Karen Dalton hauchte den kargen Traditionsliedern ´Same Old Man´ und ´Katie Cruel´ mit ihrem Banjo-Spiel als auch den aktuellen Liedern wie ´In A Station´ von Richard Manuel einen vollkommen frischen Geist ein, selbst wenn ihre Stimme dabei in aller Zartheit zerbrach. Sie stellte sich in Songs wie ´Something On Your Mind´ einfach in den Mittelpunkt und überstrahlte alle anderen Instrumentaltöne um sich herum. Sie, die ohne ihre Gitarre im Privaten schüchtern und sensibel wirkte, wurde in ´Take Me´ von George Jones zur Kommandierenden. Sie schien sich in einen Song wie ´When A Man Loves A Woman´ derart hineinzuversetzen, dass sie wie von Geisterhand durch ihn hindurch und auf bislang unbekannten Melodiefolgen fortgetragen wurde. Selbst den Blues trug sie wie kaum jemand anderes vor, vergaß die Motown-Vergangenheit von ´How Sweet It Is (To Be Loved By You)´ sowie in Paul Butterfields ´In My Own Dream´ Zeit, Raum und Takt und sang wie eine Jazzsängerin.
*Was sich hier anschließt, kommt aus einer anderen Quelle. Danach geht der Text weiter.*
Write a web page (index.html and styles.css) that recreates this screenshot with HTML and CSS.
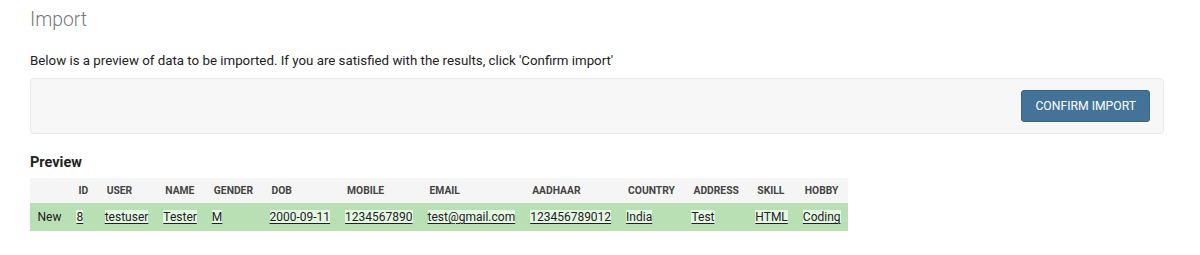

Nicht oft durfte die Welt solche eine stilvolle und emotionale Sängerin erleben. Karen Dalton erschien aus heiterem Himmel in der New Yorker Folk-Szene der Sechzigerjahre. Die temperamentvolle und exzentrische Sängerin begeisterte umgehend jeden mit ihrem einzigartigen Gesang und ihrer einzigartigen Aura. Sie ging in den wenigen Jahren ihrer Präsenz in der Szene unbeirrt ihren eigenen Weg. Sie spielte am liebsten auf dem heimischen Sofa und stellte mit den anwesenden Musikern eine Band zusammen. Dennoch konnte sie zu zwei Studioaufnahmesessions überredet werden. Doch so plötzlich, wie Karen Dalton nach New York gekommen war, verschwand sie auch wieder. Sie starb am 19. März 1993 im Alter von 55 Jahren in Woodstock. Ihre beiden Alben ´It’s So Hard To Tell Who’s Going To Love You The Best´ und ´In My Own Time´ sind allein ein viel zu geringes Vermächtnis.